Pek sihirli görülen ‘birliğin’ gücünü kim kullanacak; birliğin gücü kime, kimlere emanet edilecek; yasalara mı; yasaları uygulayacak olanlara mı?
Böyle bir güç, hazcı tabiatı dinmeyen, vicdanı kendi sulbune hapsolmuş insana nasıl teslim edilir !?
(2)Wicdan; (Arap) 1.bulma, aklına getirme, 2.şiddetli gazap,”kaptırma”,vecd hali; köksel bağ, köksel hatırlama. . (Nişanyan).Yani her şeyin Bir’liğine dair içsel kavrama(bulunç).
Varlığın devinimi gelişim ve yenilenmeyi; devinim ise süreçler yani zamanı oluşturmasını sağlayan evrensel modele yansıyan , sirayet eden Ruh’un etkisidir.
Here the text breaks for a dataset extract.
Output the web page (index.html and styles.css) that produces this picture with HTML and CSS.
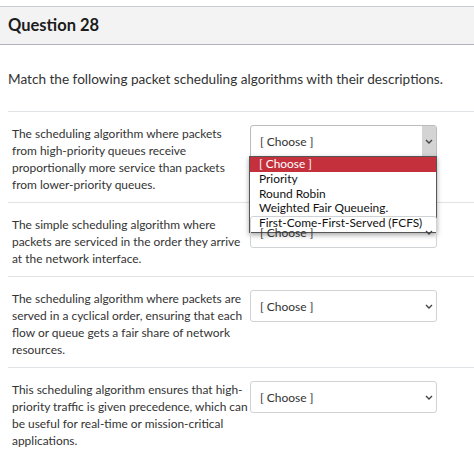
FILE: index.html
```html
<!DOCTYPE html>
<html lang="en">
<head>
    <meta charset="UTF-8">
    <meta name="viewport" content="width=device-width, initial-scale=1.0">
    <link rel="stylesheet" href="styles.css">
</head>
<body>
    <div class="question">
        <div class="header">Question 28</div>
        <div class="content">
            <p class="intro">Match the following packet scheduling algorithms with their descriptions.</p>
            <div class="answers">
                <div class="row">
                    <div class="desc">The scheduling algorithm where packets from&nbsp;high-priority queues receive proportionally more service than packets from&nbsp;lower-priority queues.</div>
                    <div class="select-wrap">
                        <div class="select open">
                            <span>[ Choose ]</span>
                            <span class="arrow"><svg width="8" height="5" viewBox="0 0 8 5"><path d="M1 1l3 3 3-3" fill="none" stroke="#444" stroke-width="1.4"/></svg></span>
                        </div>
                        <ul class="options">
                            <li class="selected">[ Choose ]</li>
                            <li>Priority</li>
                            <li>Round Robin</li>
                            <li>Weighted Fair Queueing.</li>
                            <li>First-Come-First-Served (FCFS)</li>
                        </ul>
                    </div>
                </div>
                <div class="row">
                    <div class="desc">The simple scheduling algorithm where packets are serviced in the order they arrive at the network interface.</div>
                    <div class="select-wrap">
                        <div class="select">
                            <span>[ Choose ]</span>
                            <span class="arrow"><svg width="8" height="5" viewBox="0 0 8 5"><path d="M1 1l3 3 3-3" fill="none" stroke="#444" stroke-width="1.4"/></svg></span>
                        </div>
                    </div>
                </div>
                <div class="row">
                    <div class="desc">The scheduling algorithm where packets are served in a cyclical order, ensuring that each flow or queue gets a fair share of network resources.</div>
                    <div class="select-wrap">
                        <div class="select">
                            <span>[ Choose ]</span>
                            <span class="arrow"><svg width="8" height="5" viewBox="0 0 8 5"><path d="M1 1l3 3 3-3" fill="none" stroke="#444" stroke-width="1.4"/></svg></span>
                        </div>
                    </div>
                </div>
                <div class="row">
                    <div class="desc">This scheduling algorithm ensures that high-priority traffic is given precedence, which can be useful for real-time or mission-critical applications.</div>
                    <div class="select-wrap">
                        <div class="select">
                            <span>[ Choose ]</span>
                            <span class="arrow"><svg width="8" height="5" viewBox="0 0 8 5"><path d="M1 1l3 3 3-3" fill="none" stroke="#444" stroke-width="1.4"/></svg></span>
                        </div>
                    </div>
                </div>
            </div>
        </div>
    </div>
</body>
</html>
```
FILE: styles.css
```css
body {
    margin: 0;
    font-family: Lato, "Open Sans", sans-serif;
    color: #2d3b45;
    background: #fff;
}

.question {
    margin-top: 6px;
}

.header {
    height: 37px;
    line-height: 37px;
    padding-left: 8px;
    background-color: #f3f3f3;
    border-top: 1px solid #c7cdd1;
    border-bottom: 1px solid #b0b4b8;
    font-size: 16.5px;
    font-weight: bold;
    color: #1c1c1c;
}

.content {
    padding-left: 8px;
}

.intro {
    margin: 0;
    padding: 25px 0 23px;
    font-size: 13.6px;
    line-height: 18px;
    color: #333;
    white-space: nowrap;
}

.row {
    display: flex;
    padding: 13px 0 9px 4px;
    border-top: 1px solid #e1e4e6;
}

.desc {
    width: 238px;
    font-size: 11.95px;
    line-height: 17px;
    color: #333;
}

.select-wrap {
    position: relative;
    width: 187px;
}

.select {
    display: flex;
    justify-content: space-between;
    align-items: center;
    height: 32px;
    box-sizing: border-box;
    padding-left: 9px;
    border: 1px solid #cfd3d6;
    border-radius: 3px;
    font-size: 12px;
    color: #333;
}

.arrow {
    width: 14px;
    height: 100%;
    display: flex;
    align-items: center;
    justify-content: center;
}

.select.open {
    border-color: #b9bdc0;
    border-radius: 3px 3px 0 0;
}

.select.open .arrow {
    background-color: #d4d4d4;
}

.options {
    position: absolute;
    top: 31px;
    left: -1px;
    width: 188px;
    margin: 0;
    padding: 0 0 1px;
    list-style: none;
    background: #fff;
    border: 1px solid #555;
    box-shadow: 0 2px 5px rgba(0, 0, 0, 0.35);
    box-sizing: border-box;
}

.options li {
    height: 14.8px;
    line-height: 14.8px;
    padding-left: 9px;
    font-size: 11.9px;
    color: #111;
    white-space: nowrap;
}

.options li.selected {
    background-color: #c4303c;
    color: #fff;
}
```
Bu bir tür ilk hızı sağlayan etmendir. (İlahi Nizam/Dr Bedri Ruhselman).
Ruhun varlıkla dolaylı, bedenimizle doğrudan ilişkisine ‘vicdan’ diyebiliriz. Her ne kadar moleküler biyolojide ebeveyn, akraba bağı, vazopresin, oksitosine; toplumsal bağları, serotonin, dopomin gibi nero transmiterlere bağlı görüyorsak ta onların varlığı, ilk cevherin kimyasal evrimini sağlayan Ruhun, varlık üzerindeki etkisidir.
(3) Tehir edilen, zamanında yerine getirilmeyen adalet, felaket toplar; yani mutlaka yerine gelir. Bu gecikmişlikler birikip “erdiğinde’ bedelini bütün toplum öder; yıkım kaçınılmaza olur. Bu yüzden kadim bilgeler, “beka adalettir,” demiş.